JorenSix / Panako

The Panako acoustic fingerprinting system.
GNU Affero General Public License v3.0
179 stars 35 forks source link

Should the DB Index be in RAM? Big collection - multiple indexes? #23

Closed james-cook closed 2 years ago

james-cook commented 2 years ago

I am trying to index a very large collection of audio programmes (90000 items, ca. 1/2 hr per programme) This collection has grown over 20 years - and my intention is to weed out the many duplicates.

I have started indexing using the standard settings. olaf db and cache are at ca. 10GB each for 4500 files analysed so far. This suggests and overall index size of 200GB each.... (I know reducing the sample rate would reduce the index size).

I have 16GB RAM on the current server, with the same again as swap. The server has about 2TB free space left.

My question concerns querying/building the index. I can imagine it should/must be in RAM - is this correct?

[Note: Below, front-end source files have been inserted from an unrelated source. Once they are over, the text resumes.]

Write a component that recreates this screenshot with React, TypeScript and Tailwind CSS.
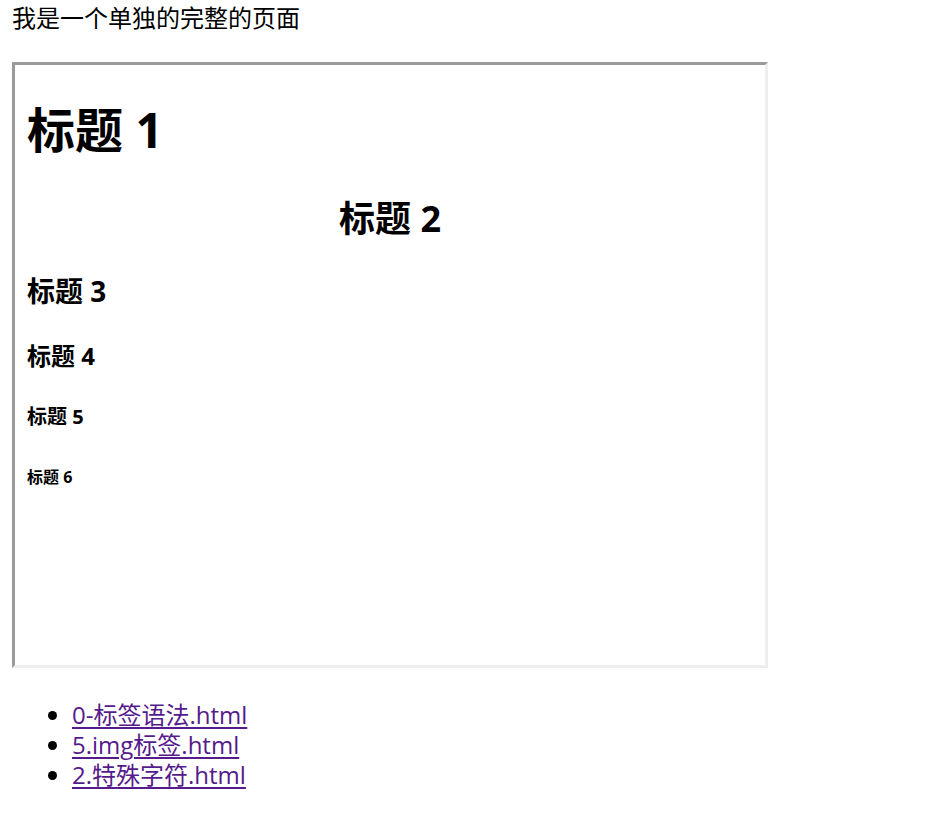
// A single standalone page: an intro line, an "iframe" with six headings, and a list of links.
const FONT = "font-['Open_Sans','Noto_Sans_CJK_SC',sans-serif]";

const links = ["0-标签语法.html", "5.img标签.html", "2.特殊字符.html"];

function FramedPage() {
  return (
    <div className="mt-[28px] w-[756px] h-[606px] border-[3px] border-t-[#9a9a9a] border-l-[#9a9a9a] border-r-[#eeeeee] border-b-[#eeeeee] bg-white px-[12px]">
      <h1 className="mt-[33px] text-[48px] leading-[64px] font-bold">标题 1</h1>
      <h2 className="mt-[33px] text-[36px] leading-[48px] font-bold text-center">标题 2</h2>
      <h3 className="mt-[30px] text-[28px] leading-[36px] font-bold">标题 3</h3>
      <h4 className="mt-[31px] text-[24px] leading-[32px] font-bold">标题 4</h4>
      <h5 className="mt-[32px] text-[20px] leading-[26px] font-bold">标题 5</h5>
      <h6 className="mt-[37px] text-[16px] leading-[21px] font-bold">标题 6</h6>
    </div>
  );
}

export default function App() {
  return (
    <div className={`${FONT} min-h-screen bg-white text-black px-[12px] pt-[2px]`}>
      <div className="text-[24px] leading-[32px]">我是一个单独的完整的页面</div>
      <FramedPage />
      <ul className="mt-[32px] list-disc pl-[60px] text-[24px] leading-[30px]">
        {links.map((l) => (
          <li key={l}>
            <a href="#" className="text-[#551a8b] underline decoration-[2px] underline-offset-[3px]">
              {l}
            </a>
          </li>
        ))}
      </ul>
    </div>
  );
}
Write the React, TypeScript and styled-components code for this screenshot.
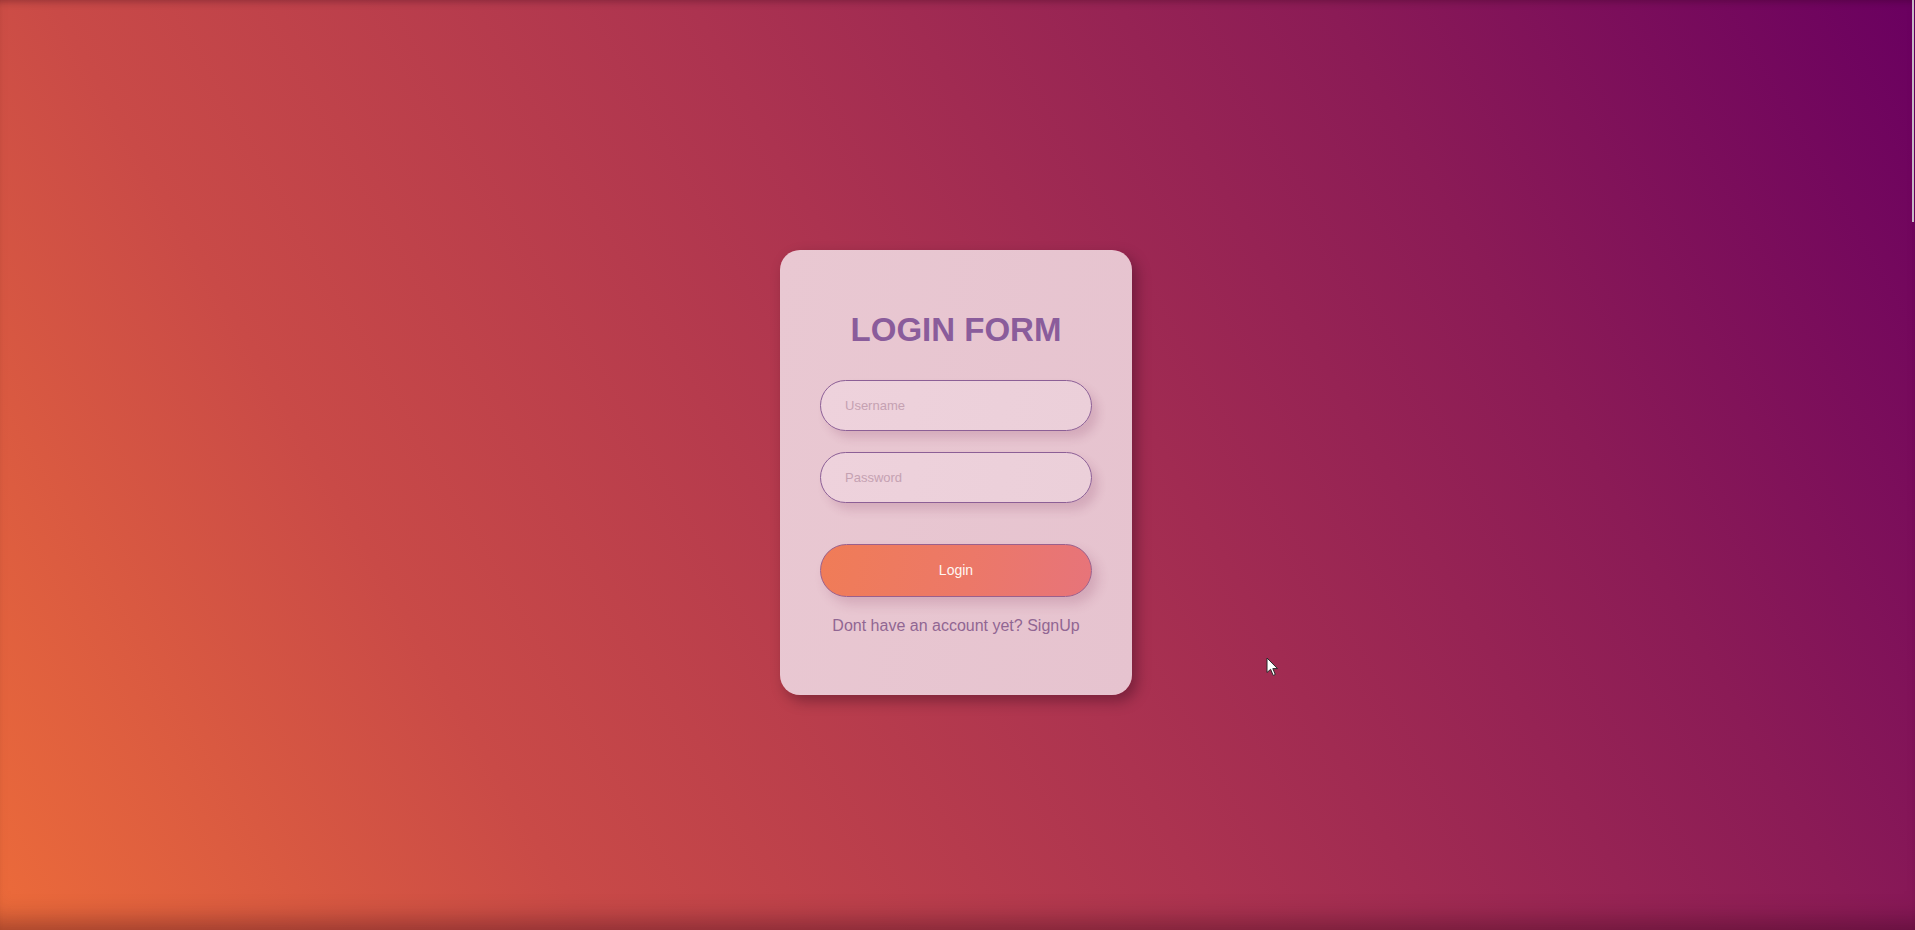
import React from "react";
import styled, { createGlobalStyle } from "styled-components";

const GlobalStyle = createGlobalStyle`
  html, body {
    margin: 0;
    padding: 0;
    height: 100%;
    overflow: hidden;
  }
  body {
    font-family: "Liberation Sans", Arial, sans-serif;
  }
  #root {
    height: 100%;
  }
  * { box-sizing: border-box; }
`;

const Page = styled.main`
  position: relative;
  height: 100vh;
  display: flex;
  align-items: center;
  justify-content: center;
  padding-top: 14px;
  padding-right: 3px;
  background: linear-gradient(60deg, #ec6b3a 0%, #c94a47 24%, #ac3350 50%, #8b1b56 76%, #6a0060 100%);
  box-shadow: inset 0 -28px 26px -20px rgba(40, 0, 20, 0.4),
    inset 0 7px 7px -5px rgba(40, 0, 20, 0.3);
`;

const Card = styled.form`
  width: 352px;
  padding: 61px 40px 60px;
  border-radius: 20px;
  background: linear-gradient(100deg, #e9c8d2 0%, #e6c3cf 100%);
  box-shadow: 5px 6px 14px rgba(30, 0, 20, 0.35);
  display: flex;
  flex-direction: column;
  align-items: stretch;
`;

const Title = styled.h2`
  margin: 0 0 32px;
  font-size: 33px;
  line-height: 37px;
  font-weight: 700;
  text-align: center;
  color: #8a5c9b;
  font-family: "Liberation Sans", Arial, sans-serif;
`;

const Field = styled.input<{ $gap: number }>`
  height: 51px;
  width: 100%;
  margin: 0 0 ${(p) => p.$gap}px;
  padding: 0 24px;
  border-radius: 26px;
  border: 1px solid #8c5f96;
  background: linear-gradient(100deg, #eed2dc 0%, #ebcfd9 100%);
  box-shadow: 6px 7px 10px rgba(120, 40, 80, 0.16);
  font-family: "Liberation Sans", Arial, sans-serif;
  font-size: 13px;
  color: #6a4a70;
  outline: none;
  &::placeholder {
    color: #c5a1b2;
  }
`;

const Submit = styled.button`
  height: 53px;
  width: 100%;
  border-radius: 27px;
  border: 1px solid #9a608c;
  background: linear-gradient(100deg, #f07c57 0%, #ec7868 55%, #e7747a 100%);
  box-shadow: 6px 7px 12px rgba(120, 40, 80, 0.18);
  color: #fff6f2;
  font-family: "Liberation Sans", Arial, sans-serif;
  font-size: 14px;
  cursor: pointer;
`;

const Footer = styled.p`
  margin: 20px 0 0;
  font-size: 16px;
  line-height: 18px;
  text-align: center;
  color: #916693;
  font-family: "Liberation Sans", Arial, sans-serif;
`;

const SignLink = styled.a`
  color: inherit;
  text-decoration: none;
`;

const ScrollThumb = styled.div`
  position: absolute;
  top: 0;
  right: 1px;
  width: 2px;
  height: 222px;
  background: #c9bcc6;
`;

const Pointer = styled.svg`
  position: absolute;
  left: 1266px;
  top: 657px;
  width: 13px;
  height: 20px;
`;

export default function App() {
  return (
    <>
      <GlobalStyle />
      <Page>
        <Card onSubmit={(e) => e.preventDefault()}>
          <Title>LOGIN FORM</Title>
          <Field $gap={21} type="text" placeholder="Username" />
          <Field $gap={41} type="password" placeholder="Password" />
          <Submit type="submit">Login</Submit>
          <Footer>
            Dont have an account yet? <SignLink href="#">SignUp</SignLink>
          </Footer>
        </Card>
        <ScrollThumb />
        <Pointer viewBox="0 0 13 20">
          <path
            d="M1 1 L1 15.5 L4.6 12.3 L7.2 18.4 L9.3 17.5 L6.8 11.6 L11.5 11.6 Z"
            fill="#ffffff"
            stroke="#2a2a2a"
            strokeWidth="1"
            strokeLinejoin="round"
          />
        </Pointer>
      </Page>
    </>
  );
}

If this is the case I was thinking of breaking the index to ca. 10GB fragments. i.e. scan to an index size of ca. 10GB then stop and restart with a fresh index for the next load of files (e.g. at the current rate scan 4500 files for each index). I would slightly change the config before continuing each run of panako to make this happen. This has the "advantage" also of being runnable on multiple machines (all accessing the same directory but different selections of files). The disadvantage would be having to query against 20 or so indexes (though this can be automated using bash).

Would this approach make sense? Or I my assumptions about RAM and the index incorrect - and an index file of 200GB is fine?

Thanks for any insights

JorenSix commented 2 years ago

Hey,

Only a small part of the index is cached in RAM. With a fast SSD query speeds should be still be fine even with such a large index.

Note that I have never tested 45 000h of audio in a single index (I did go to about 7000h) but since the index is a tree based structure (and search is log n) the additional hours should not be a problem.